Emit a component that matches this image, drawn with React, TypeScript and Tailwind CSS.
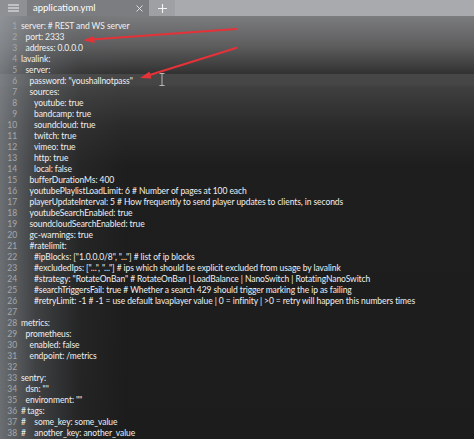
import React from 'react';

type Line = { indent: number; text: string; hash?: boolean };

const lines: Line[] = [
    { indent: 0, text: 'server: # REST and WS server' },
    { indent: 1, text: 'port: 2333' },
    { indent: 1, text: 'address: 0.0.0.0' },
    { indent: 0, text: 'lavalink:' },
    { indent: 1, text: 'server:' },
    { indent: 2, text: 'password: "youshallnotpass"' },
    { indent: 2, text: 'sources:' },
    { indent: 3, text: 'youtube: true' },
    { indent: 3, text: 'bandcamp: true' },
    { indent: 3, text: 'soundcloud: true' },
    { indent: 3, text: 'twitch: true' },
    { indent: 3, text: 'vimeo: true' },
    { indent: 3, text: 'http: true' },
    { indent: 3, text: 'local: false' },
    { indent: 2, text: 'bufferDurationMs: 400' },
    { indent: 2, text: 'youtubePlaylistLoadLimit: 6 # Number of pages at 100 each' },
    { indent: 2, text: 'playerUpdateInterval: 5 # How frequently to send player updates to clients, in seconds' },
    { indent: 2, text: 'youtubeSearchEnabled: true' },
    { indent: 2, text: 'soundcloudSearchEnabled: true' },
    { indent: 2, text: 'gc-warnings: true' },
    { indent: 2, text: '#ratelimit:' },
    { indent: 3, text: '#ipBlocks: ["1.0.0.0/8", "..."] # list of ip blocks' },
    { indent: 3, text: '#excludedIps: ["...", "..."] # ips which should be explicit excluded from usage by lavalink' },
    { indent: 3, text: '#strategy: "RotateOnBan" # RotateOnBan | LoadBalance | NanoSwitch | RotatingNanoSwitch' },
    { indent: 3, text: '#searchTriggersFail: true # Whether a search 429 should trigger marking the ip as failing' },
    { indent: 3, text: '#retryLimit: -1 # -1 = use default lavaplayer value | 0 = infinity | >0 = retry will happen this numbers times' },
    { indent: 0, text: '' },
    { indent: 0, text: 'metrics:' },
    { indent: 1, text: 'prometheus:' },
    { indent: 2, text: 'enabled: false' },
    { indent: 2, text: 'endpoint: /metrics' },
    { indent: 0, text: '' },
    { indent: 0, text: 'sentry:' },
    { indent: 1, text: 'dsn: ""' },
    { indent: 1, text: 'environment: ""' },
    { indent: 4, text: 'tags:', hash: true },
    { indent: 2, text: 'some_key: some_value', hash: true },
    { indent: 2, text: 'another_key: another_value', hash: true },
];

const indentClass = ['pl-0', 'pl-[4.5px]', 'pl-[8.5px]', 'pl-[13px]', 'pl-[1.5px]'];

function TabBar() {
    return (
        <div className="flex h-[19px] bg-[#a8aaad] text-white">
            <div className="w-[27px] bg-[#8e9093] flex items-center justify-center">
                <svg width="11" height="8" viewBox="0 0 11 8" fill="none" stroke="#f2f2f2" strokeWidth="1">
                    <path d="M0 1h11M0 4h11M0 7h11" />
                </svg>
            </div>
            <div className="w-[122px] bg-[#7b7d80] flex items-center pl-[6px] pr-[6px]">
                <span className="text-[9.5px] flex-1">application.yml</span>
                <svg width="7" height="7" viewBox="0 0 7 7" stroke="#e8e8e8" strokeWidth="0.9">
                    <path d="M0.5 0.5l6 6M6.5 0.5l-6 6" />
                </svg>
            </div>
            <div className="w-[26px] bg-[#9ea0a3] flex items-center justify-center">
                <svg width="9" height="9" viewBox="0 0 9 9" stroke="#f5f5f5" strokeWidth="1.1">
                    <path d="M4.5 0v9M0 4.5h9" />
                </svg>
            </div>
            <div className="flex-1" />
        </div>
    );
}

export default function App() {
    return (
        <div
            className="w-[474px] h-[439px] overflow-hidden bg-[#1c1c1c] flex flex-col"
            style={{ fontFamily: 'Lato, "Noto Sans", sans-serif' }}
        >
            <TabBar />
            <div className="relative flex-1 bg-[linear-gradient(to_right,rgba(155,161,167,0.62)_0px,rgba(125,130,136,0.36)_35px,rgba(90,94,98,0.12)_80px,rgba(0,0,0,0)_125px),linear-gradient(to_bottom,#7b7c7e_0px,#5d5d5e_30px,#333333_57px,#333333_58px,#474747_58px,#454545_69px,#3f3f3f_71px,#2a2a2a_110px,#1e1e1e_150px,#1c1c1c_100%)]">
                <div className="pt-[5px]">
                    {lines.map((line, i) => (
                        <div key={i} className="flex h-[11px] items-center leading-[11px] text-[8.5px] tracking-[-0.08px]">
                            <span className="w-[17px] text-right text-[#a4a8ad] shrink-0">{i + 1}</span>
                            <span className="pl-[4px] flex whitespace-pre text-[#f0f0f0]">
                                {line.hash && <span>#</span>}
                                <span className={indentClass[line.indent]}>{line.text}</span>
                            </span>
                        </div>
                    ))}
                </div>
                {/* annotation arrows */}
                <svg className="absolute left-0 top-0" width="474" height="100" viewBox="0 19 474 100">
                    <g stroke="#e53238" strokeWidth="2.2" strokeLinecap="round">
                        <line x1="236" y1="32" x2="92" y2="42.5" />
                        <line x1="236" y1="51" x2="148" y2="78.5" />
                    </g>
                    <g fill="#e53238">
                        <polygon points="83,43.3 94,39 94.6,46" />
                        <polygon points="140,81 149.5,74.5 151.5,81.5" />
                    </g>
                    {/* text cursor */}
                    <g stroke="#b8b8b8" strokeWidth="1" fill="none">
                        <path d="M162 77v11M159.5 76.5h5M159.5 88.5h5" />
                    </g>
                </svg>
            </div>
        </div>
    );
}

********

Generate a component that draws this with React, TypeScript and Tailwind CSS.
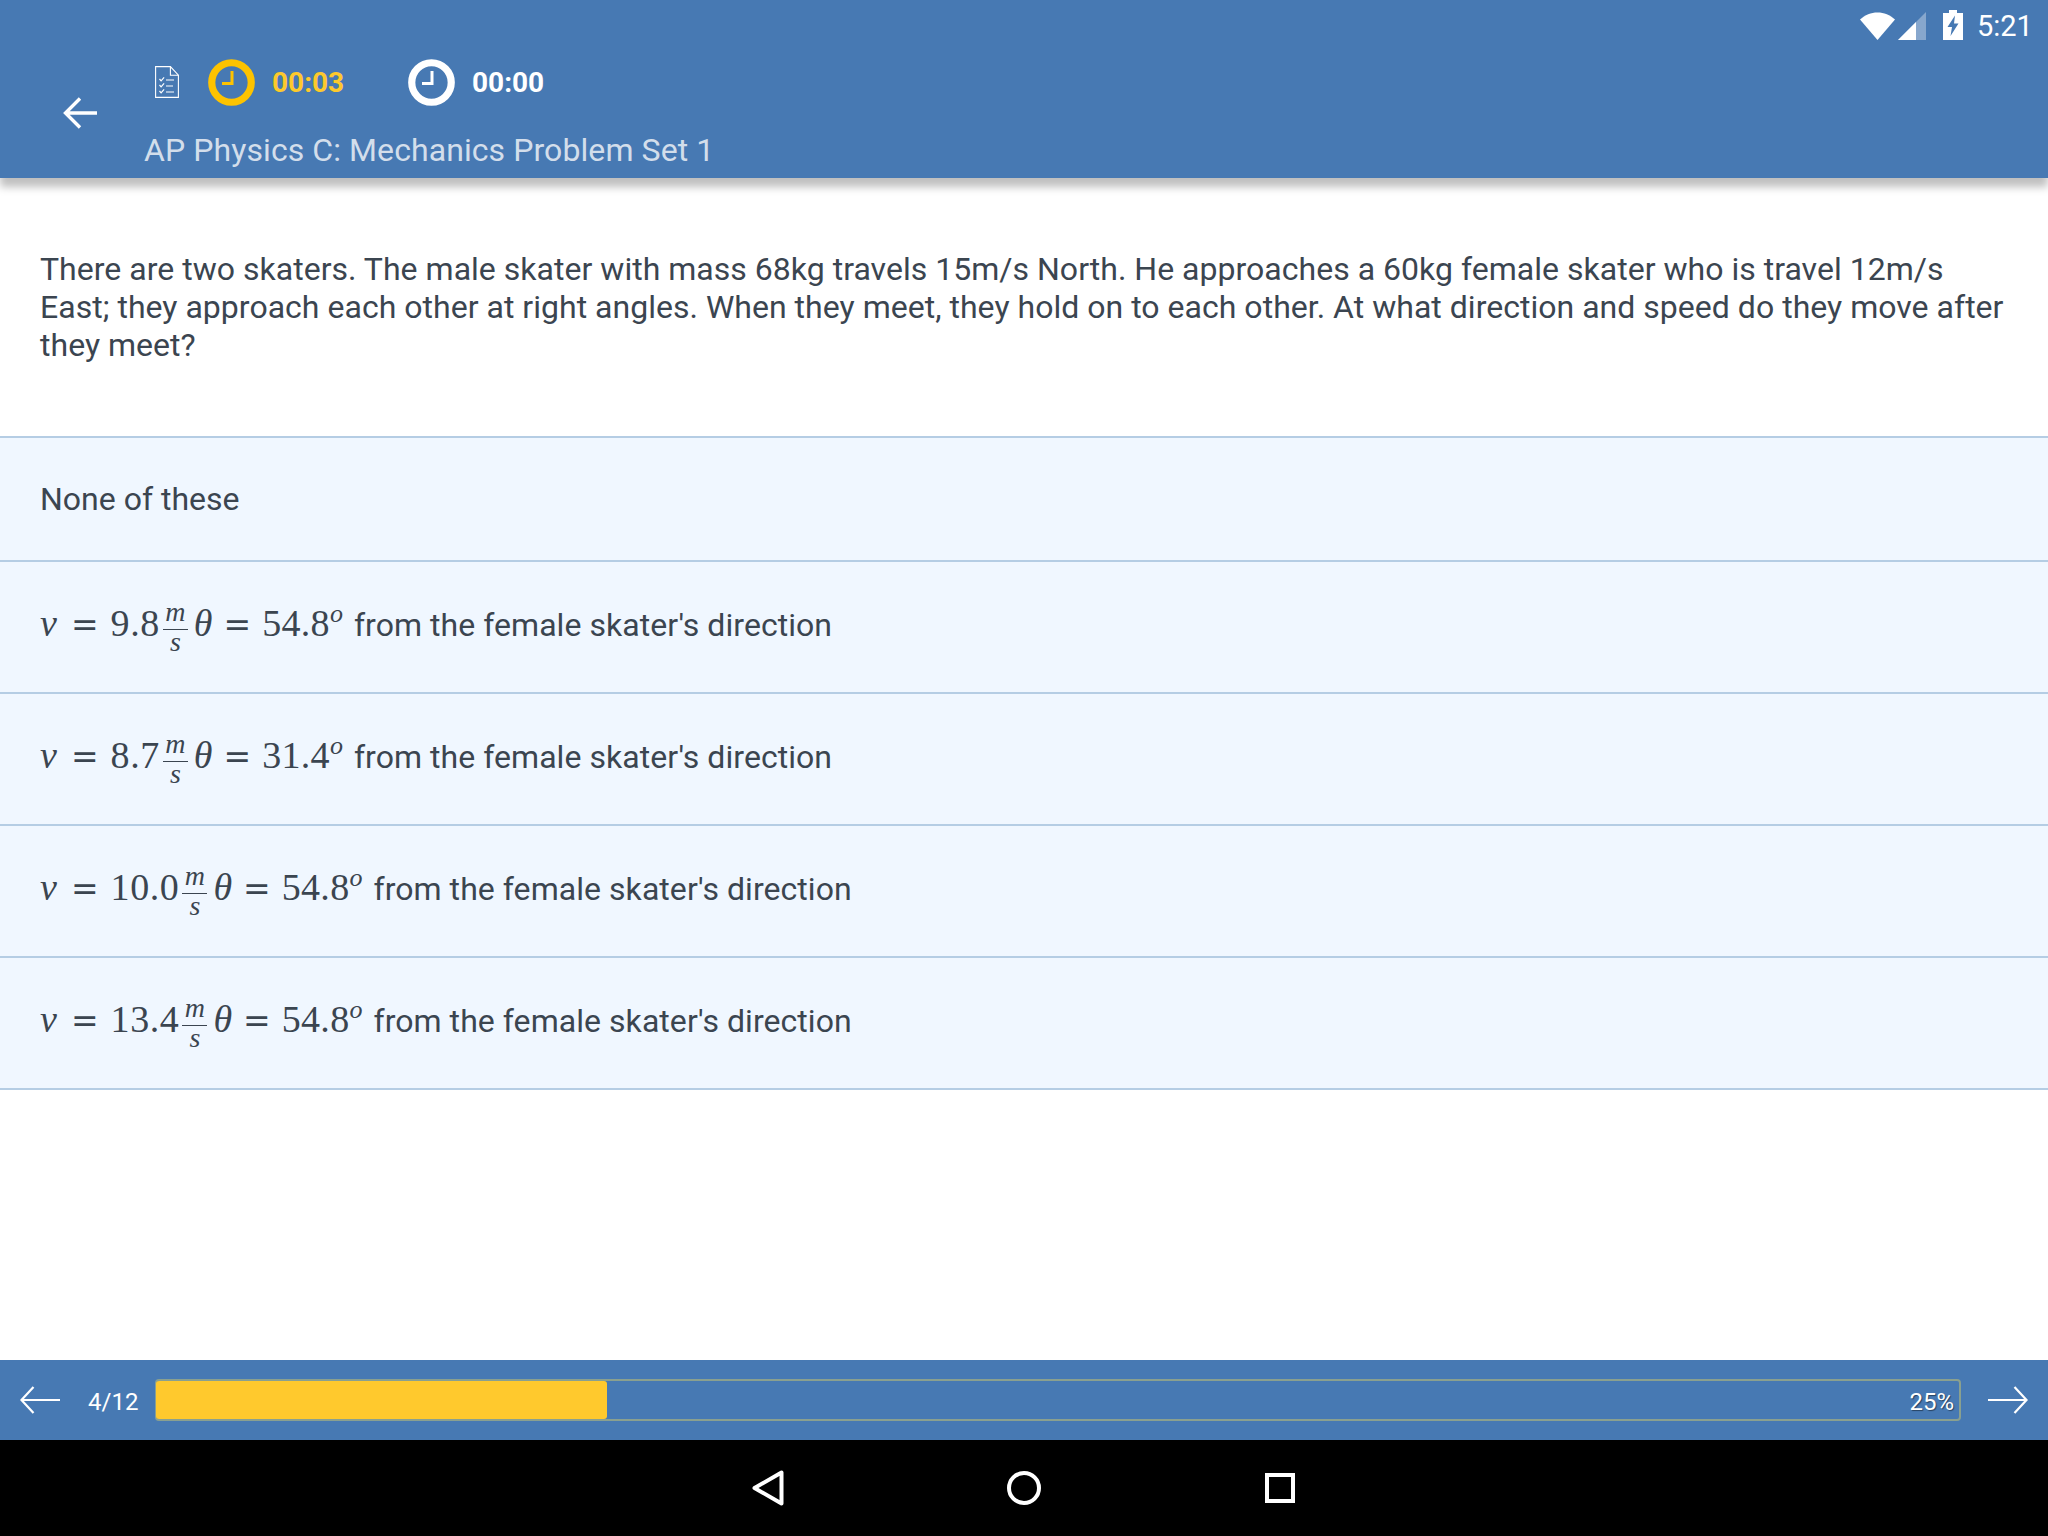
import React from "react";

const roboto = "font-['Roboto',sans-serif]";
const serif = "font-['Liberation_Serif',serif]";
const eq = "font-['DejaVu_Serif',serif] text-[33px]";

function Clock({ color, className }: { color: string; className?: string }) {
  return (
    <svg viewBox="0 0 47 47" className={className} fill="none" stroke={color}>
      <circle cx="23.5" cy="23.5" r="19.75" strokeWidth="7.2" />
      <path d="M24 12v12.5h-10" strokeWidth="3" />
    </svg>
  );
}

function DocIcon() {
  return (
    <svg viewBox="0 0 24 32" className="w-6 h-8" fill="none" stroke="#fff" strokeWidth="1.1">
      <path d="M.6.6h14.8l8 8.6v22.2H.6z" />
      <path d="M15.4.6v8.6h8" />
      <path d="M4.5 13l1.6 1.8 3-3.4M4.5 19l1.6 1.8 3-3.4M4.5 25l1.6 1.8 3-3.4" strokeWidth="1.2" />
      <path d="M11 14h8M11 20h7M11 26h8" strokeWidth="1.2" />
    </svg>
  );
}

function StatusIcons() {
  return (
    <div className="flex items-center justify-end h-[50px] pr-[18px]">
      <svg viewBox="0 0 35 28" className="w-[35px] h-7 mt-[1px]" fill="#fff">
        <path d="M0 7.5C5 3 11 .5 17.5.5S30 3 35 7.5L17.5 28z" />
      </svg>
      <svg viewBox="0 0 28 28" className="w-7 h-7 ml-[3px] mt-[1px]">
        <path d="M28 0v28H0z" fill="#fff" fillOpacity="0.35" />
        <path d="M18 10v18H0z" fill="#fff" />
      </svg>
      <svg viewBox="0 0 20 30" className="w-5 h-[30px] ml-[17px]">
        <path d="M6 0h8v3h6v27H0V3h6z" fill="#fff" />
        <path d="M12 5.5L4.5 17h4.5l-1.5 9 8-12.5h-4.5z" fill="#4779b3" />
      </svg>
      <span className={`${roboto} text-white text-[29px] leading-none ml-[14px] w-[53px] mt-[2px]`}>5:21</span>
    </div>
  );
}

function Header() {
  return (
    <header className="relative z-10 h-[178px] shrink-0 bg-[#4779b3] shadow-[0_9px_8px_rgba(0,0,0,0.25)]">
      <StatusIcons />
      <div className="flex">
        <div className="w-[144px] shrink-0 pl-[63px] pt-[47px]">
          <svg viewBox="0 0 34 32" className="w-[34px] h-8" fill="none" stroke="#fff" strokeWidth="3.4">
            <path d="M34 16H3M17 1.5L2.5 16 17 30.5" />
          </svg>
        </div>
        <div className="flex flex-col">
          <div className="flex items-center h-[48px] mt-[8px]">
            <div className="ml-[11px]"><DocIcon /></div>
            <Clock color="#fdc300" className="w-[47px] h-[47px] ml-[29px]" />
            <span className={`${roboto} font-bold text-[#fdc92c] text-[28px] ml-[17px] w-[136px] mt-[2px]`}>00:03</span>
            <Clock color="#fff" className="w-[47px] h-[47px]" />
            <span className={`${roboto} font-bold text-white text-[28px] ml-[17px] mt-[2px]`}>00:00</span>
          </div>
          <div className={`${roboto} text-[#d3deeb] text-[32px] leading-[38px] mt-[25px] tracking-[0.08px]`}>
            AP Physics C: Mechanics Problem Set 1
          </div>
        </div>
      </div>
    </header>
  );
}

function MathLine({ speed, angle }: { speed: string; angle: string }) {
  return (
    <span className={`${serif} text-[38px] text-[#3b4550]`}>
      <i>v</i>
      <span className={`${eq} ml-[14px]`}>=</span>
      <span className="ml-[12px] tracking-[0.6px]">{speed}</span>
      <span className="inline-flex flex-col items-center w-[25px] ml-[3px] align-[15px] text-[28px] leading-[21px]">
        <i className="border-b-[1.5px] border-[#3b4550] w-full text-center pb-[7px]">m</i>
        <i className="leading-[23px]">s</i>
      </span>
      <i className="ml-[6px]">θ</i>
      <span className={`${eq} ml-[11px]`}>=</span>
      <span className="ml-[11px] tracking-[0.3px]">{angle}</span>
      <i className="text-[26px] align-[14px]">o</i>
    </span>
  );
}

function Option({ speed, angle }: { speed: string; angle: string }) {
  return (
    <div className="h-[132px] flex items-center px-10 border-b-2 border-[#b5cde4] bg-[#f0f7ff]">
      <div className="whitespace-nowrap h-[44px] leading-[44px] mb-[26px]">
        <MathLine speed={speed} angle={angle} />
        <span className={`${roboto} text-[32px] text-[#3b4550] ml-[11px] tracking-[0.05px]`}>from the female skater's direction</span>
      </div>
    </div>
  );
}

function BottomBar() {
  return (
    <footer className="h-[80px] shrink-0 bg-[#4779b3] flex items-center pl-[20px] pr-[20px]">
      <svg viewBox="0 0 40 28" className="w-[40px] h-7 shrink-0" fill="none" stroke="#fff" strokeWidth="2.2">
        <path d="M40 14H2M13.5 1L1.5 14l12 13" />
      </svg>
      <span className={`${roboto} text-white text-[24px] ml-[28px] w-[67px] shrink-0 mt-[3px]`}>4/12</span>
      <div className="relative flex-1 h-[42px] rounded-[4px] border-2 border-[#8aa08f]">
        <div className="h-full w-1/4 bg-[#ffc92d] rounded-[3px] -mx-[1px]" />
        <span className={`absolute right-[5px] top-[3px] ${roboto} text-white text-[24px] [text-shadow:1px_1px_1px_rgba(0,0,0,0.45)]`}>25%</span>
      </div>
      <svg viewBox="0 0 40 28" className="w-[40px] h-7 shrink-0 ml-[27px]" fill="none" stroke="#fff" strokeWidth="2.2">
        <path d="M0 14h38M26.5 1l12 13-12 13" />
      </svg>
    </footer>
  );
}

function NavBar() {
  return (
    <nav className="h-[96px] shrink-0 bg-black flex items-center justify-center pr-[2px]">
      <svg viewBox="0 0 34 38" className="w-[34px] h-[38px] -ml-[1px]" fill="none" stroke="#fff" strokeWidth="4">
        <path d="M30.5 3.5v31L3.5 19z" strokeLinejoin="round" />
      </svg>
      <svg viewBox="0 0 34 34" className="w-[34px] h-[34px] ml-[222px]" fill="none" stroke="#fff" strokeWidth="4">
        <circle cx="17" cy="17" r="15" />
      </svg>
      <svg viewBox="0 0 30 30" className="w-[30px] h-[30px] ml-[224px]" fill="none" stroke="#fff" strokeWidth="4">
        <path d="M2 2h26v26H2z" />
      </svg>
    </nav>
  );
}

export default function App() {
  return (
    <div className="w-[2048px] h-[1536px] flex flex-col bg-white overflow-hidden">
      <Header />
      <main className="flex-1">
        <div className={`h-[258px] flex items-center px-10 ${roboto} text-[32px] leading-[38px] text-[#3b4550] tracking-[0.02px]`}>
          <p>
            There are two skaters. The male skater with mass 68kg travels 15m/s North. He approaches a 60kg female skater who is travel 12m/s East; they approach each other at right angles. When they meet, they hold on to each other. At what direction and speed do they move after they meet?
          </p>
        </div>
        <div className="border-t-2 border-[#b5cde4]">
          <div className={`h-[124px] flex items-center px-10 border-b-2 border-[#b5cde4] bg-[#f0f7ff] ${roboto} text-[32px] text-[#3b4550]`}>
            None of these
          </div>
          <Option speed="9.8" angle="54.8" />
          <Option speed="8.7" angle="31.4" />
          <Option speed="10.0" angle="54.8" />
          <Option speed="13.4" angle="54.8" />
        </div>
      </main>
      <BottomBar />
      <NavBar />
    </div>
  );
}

********

What you have to do:
In the listing above, find the line containing "Emit a component" and the line containing "number; text: string;", then output those two lines and everything between them exactly as written, without the images.

Task output:
Emit a component that matches this image, drawn with React, TypeScript and Tailwind CSS.
import React from 'react';

type Line = { indent: number; text: string; hash?: boolean };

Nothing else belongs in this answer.